* **Material provided**
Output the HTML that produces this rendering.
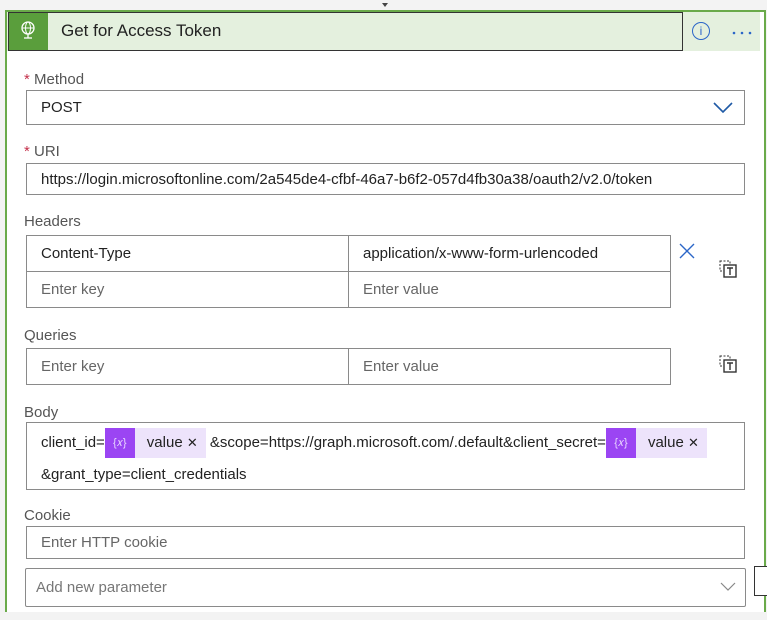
<!DOCTYPE html>
<html><head><style>
body{margin:0;width:767px;height:620px;background:#f3f3f3;font-family:"Liberation Sans",sans-serif;position:relative;overflow:hidden;color:#222}
.a{position:absolute}
.card{left:5px;top:10px;width:757px;height:602px;border:2px solid #6aaa4a;border-bottom:none;background:#fff}
.hdr{left:7px;top:12px;width:753px;height:39px;background:#e4f0de}
.hin{left:8px;top:12px;width:673px;height:37px;border:1px solid #333;background:#e4f0de}
.ico{left:9px;top:13px;width:39px;height:37px;background:#5a9e3c}
.lbl{font-size:15px;color:#555}
.box{border:1px solid #8a8a8a;background:#fff;box-sizing:border-box;font-size:15px;padding-left:14px;display:flex;align-items:center;white-space:nowrap}
.ph{color:#666}
.st{color:#c4314b}
.tok{display:inline-flex;align-items:center;height:30px;background:#ede3fb;vertical-align:middle}
.tok .p{width:30px;height:30px;background:#9b45f3;color:#e8d6ff;font-size:11px;display:flex;align-items:center;justify-content:center}
</style></head><body>
<div class="a" style="left:382px;top:3px;width:0;height:0;border-left:3px solid transparent;border-right:3px solid transparent;border-top:4px solid #444"></div>
<div class="a card"></div>
<div class="a hdr"></div>
<div class="a hin"></div>
<div class="a ico"><svg width="39" height="37"><circle cx="19" cy="15" r="6" fill="none" stroke="#fff" stroke-width="1.3"/><ellipse cx="19" cy="15" rx="2.5" ry="6" fill="none" stroke="#fff" stroke-width="1"/><line x1="13" y1="15" x2="25" y2="15" stroke="#fff"/><line x1="19" y1="21" x2="19" y2="25" stroke="#fff" stroke-width="1.3"/><line x1="15" y1="25" x2="23" y2="25" stroke="#fff" stroke-width="1.3"/></svg></div>
<div class="a" style="left:61px;top:21px;font-size:17px;color:#222">Get for Access Token</div>
<div class="a" style="left:692px;top:22px;width:16px;height:16px;border:1.3px solid #2b66c8;border-radius:50%;color:#2b66c8;font-size:12px;text-align:center;line-height:16px">i</div>
<svg class="a" style="left:731px;top:30px" width="22" height="6"><circle cx="3" cy="3" r="1.3" fill="#2b66c8"/><circle cx="11" cy="3" r="1.3" fill="#2b66c8"/><circle cx="19" cy="3" r="1.3" fill="#2b66c8"/></svg>

<div class="a lbl" style="left:24px;top:71px"><span class="st">*</span> Method</div>
<div class="a box" style="left:26px;top:90px;width:719px;height:35px">POST</div>
<svg class="a" style="left:713px;top:100px" width="20" height="14"><path d="M1 3 L10 12 L19 3" fill="none" stroke="#1f5aa6" stroke-width="1.6"/></svg>

<div class="a lbl" style="left:24px;top:143px"><span class="st">*</span> URI</div>
<div class="a box" style="left:26px;top:163px;width:719px;height:32px">https://login.microsoftonline.com/2a545de4-cfbf-46a7-b6f2-057d4fb30a38/oauth2/v2.0/token</div>

<div class="a lbl" style="left:24px;top:213px">Headers</div>
<div class="a box" style="left:26px;top:235px;width:323px;height:37px">Content-Type</div>
<div class="a box" style="left:348px;top:235px;width:323px;height:37px">application/x-www-form-urlencoded</div>
<div class="a box" style="left:26px;top:271px;width:323px;height:37px"><span class="ph">Enter key</span></div>
<div class="a box" style="left:348px;top:271px;width:323px;height:37px"><span class="ph">Enter value</span></div>
<svg class="a" style="left:678px;top:242px" width="18" height="18"><path d="M2 2L16 16M16 2L2 16" stroke="#2b66c8" stroke-width="1.4"/></svg>
<svg class="a" style="left:718px;top:259px" width="22" height="20"><rect x="2" y="2" width="10" height="10" fill="none" stroke="#333" stroke-dasharray="2 1.5"/><rect x="6" y="6" width="12" height="12" fill="#fff" stroke="#333" stroke-width="1.4"/><path d="M9 9h6M12 9v7" stroke="#333" stroke-width="1.4"/></svg>

<div class="a lbl" style="left:24px;top:327px">Queries</div>
<div class="a box" style="left:26px;top:348px;width:323px;height:37px"><span class="ph">Enter key</span></div>
<div class="a box" style="left:348px;top:348px;width:323px;height:37px"><span class="ph">Enter value</span></div>
<svg class="a" style="left:718px;top:354px" width="22" height="20"><rect x="2" y="2" width="10" height="10" fill="none" stroke="#333" stroke-dasharray="2 1.5"/><rect x="6" y="6" width="12" height="12" fill="#fff" stroke="#333" stroke-width="1.4"/><path d="M9 9h6M12 9v7" stroke="#333" stroke-width="1.4"/></svg>

<div class="a lbl" style="left:24px;top:404px">Body</div>
<div class="a box" style="left:26px;top:422px;width:719px;height:68px;display:block;padding-top:5px;line-height:30px">client_id=<span class="tok"><span class="p">{𝑥}</span><span style="padding:0 8px 0 12px">value <span style="font-size:13px">✕</span></span></span> &amp;scope=https://graph.microsoft.com/.default&amp;client_secret=<span class="tok"><span class="p">{𝑥}</span><span style="padding:0 8px 0 12px">value <span style="font-size:13px">✕</span></span></span><br><span style="position:relative;top:2px">&amp;grant_type=client_credentials</span></div>

<div class="a lbl" style="left:24px;top:507px">Cookie</div>
<div class="a box" style="left:26px;top:526px;width:719px;height:33px"><span class="ph">Enter HTTP cookie</span></div>
<div class="a box" style="left:25px;top:568px;width:721px;height:39px;padding-left:10px;border-radius:2px"><span class="ph" style="color:#777">Add new parameter</span></div>
<svg class="a" style="left:720px;top:582px" width="16" height="10"><path d="M1 1L8 8L15 1" fill="none" stroke="#888" stroke-width="1.2"/></svg>
<div class="a" style="left:754px;top:566px;width:20px;height:28px;border:1px solid #333;background:#fff"></div>
<div class="a" style="left:0;top:612px;width:767px;height:8px;background:#f3f3f3"></div>
</body></html>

* **Work to complete**
Except for the pictures, copy the material above exactly.

* **The reply**
Output the HTML that produces this rendering.
<!DOCTYPE html>
<html><head><style>
body{margin:0;width:767px;height:620px;background:#f3f3f3;font-family:"Liberation Sans",sans-serif;position:relative;overflow:hidden;color:#222}
.a{position:absolute}
.card{left:5px;top:10px;width:757px;height:602px;border:2px solid #6aaa4a;border-bottom:none;background:#fff}
.hdr{left:7px;top:12px;width:753px;height:39px;background:#e4f0de}
.hin{left:8px;top:12px;width:673px;height:37px;border:1px solid #333;background:#e4f0de}
.ico{left:9px;top:13px;width:39px;height:37px;background:#5a9e3c}
.lbl{font-size:15px;color:#555}
.box{border:1px solid #8a8a8a;background:#fff;box-sizing:border-box;font-size:15px;padding-left:14px;display:flex;align-items:center;white-space:nowrap}
.ph{color:#666}
.st{color:#c4314b}
.tok{display:inline-flex;align-items:center;height:30px;background:#ede3fb;vertical-align:middle}
.tok .p{width:30px;height:30px;background:#9b45f3;color:#e8d6ff;font-size:11px;display:flex;align-items:center;justify-content:center}
</style></head><body>
<div class="a" style="left:382px;top:3px;width:0;height:0;border-left:3px solid transparent;border-right:3px solid transparent;border-top:4px solid #444"></div>
<div class="a card"></div>
<div class="a hdr"></div>
<div class="a hin"></div>
<div class="a ico"><svg width="39" height="37"><circle cx="19" cy="15" r="6" fill="none" stroke="#fff" stroke-width="1.3"/><ellipse cx="19" cy="15" rx="2.5" ry="6" fill="none" stroke="#fff" stroke-width="1"/><line x1="13" y1="15" x2="25" y2="15" stroke="#fff"/><line x1="19" y1="21" x2="19" y2="25" stroke="#fff" stroke-width="1.3"/><line x1="15" y1="25" x2="23" y2="25" stroke="#fff" stroke-width="1.3"/></svg></div>
<div class="a" style="left:61px;top:21px;font-size:17px;color:#222">Get for Access Token</div>
<div class="a" style="left:692px;top:22px;width:16px;height:16px;border:1.3px solid #2b66c8;border-radius:50%;color:#2b66c8;font-size:12px;text-align:center;line-height:16px">i</div>
<svg class="a" style="left:731px;top:30px" width="22" height="6"><circle cx="3" cy="3" r="1.3" fill="#2b66c8"/><circle cx="11" cy="3" r="1.3" fill="#2b66c8"/><circle cx="19" cy="3" r="1.3" fill="#2b66c8"/></svg>

<div class="a lbl" style="left:24px;top:71px"><span class="st">*</span> Method</div>
<div class="a box" style="left:26px;top:90px;width:719px;height:35px">POST</div>
<svg class="a" style="left:713px;top:100px" width="20" height="14"><path d="M1 3 L10 12 L19 3" fill="none" stroke="#1f5aa6" stroke-width="1.6"/></svg>

<div class="a lbl" style="left:24px;top:143px"><span class="st">*</span> URI</div>
<div class="a box" style="left:26px;top:163px;width:719px;height:32px">https://login.microsoftonline.com/2a545de4-cfbf-46a7-b6f2-057d4fb30a38/oauth2/v2.0/token</div>

<div class="a lbl" style="left:24px;top:213px">Headers</div>
<div class="a box" style="left:26px;top:235px;width:323px;height:37px">Content-Type</div>
<div class="a box" style="left:348px;top:235px;width:323px;height:37px">application/x-www-form-urlencoded</div>
<div class="a box" style="left:26px;top:271px;width:323px;height:37px"><span class="ph">Enter key</span></div>
<div class="a box" style="left:348px;top:271px;width:323px;height:37px"><span class="ph">Enter value</span></div>
<svg class="a" style="left:678px;top:242px" width="18" height="18"><path d="M2 2L16 16M16 2L2 16" stroke="#2b66c8" stroke-width="1.4"/></svg>
<svg class="a" style="left:718px;top:259px" width="22" height="20"><rect x="2" y="2" width="10" height="10" fill="none" stroke="#333" stroke-dasharray="2 1.5"/><rect x="6" y="6" width="12" height="12" fill="#fff" stroke="#333" stroke-width="1.4"/><path d="M9 9h6M12 9v7" stroke="#333" stroke-width="1.4"/></svg>

<div class="a lbl" style="left:24px;top:327px">Queries</div>
<div class="a box" style="left:26px;top:348px;width:323px;height:37px"><span class="ph">Enter key</span></div>
<div class="a box" style="left:348px;top:348px;width:323px;height:37px"><span class="ph">Enter value</span></div>
<svg class="a" style="left:718px;top:354px" width="22" height="20"><rect x="2" y="2" width="10" height="10" fill="none" stroke="#333" stroke-dasharray="2 1.5"/><rect x="6" y="6" width="12" height="12" fill="#fff" stroke="#333" stroke-width="1.4"/><path d="M9 9h6M12 9v7" stroke="#333" stroke-width="1.4"/></svg>

<div class="a lbl" style="left:24px;top:404px">Body</div>
<div class="a box" style="left:26px;top:422px;width:719px;height:68px;display:block;padding-top:5px;line-height:30px">client_id=<span class="tok"><span class="p">{𝑥}</span><span style="padding:0 8px 0 12px">value <span style="font-size:13px">✕</span></span></span> &amp;scope=https://graph.microsoft.com/.default&amp;client_secret=<span class="tok"><span class="p">{𝑥}</span><span style="padding:0 8px 0 12px">value <span style="font-size:13px">✕</span></span></span><br><span style="position:relative;top:2px">&amp;grant_type=client_credentials</span></div>

<div class="a lbl" style="left:24px;top:507px">Cookie</div>
<div class="a box" style="left:26px;top:526px;width:719px;height:33px"><span class="ph">Enter HTTP cookie</span></div>
<div class="a box" style="left:25px;top:568px;width:721px;height:39px;padding-left:10px;border-radius:2px"><span class="ph" style="color:#777">Add new parameter</span></div>
<svg class="a" style="left:720px;top:582px" width="16" height="10"><path d="M1 1L8 8L15 1" fill="none" stroke="#888" stroke-width="1.2"/></svg>
<div class="a" style="left:754px;top:566px;width:20px;height:28px;border:1px solid #333;background:#fff"></div>
<div class="a" style="left:0;top:612px;width:767px;height:8px;background:#f3f3f3"></div>
</body></html>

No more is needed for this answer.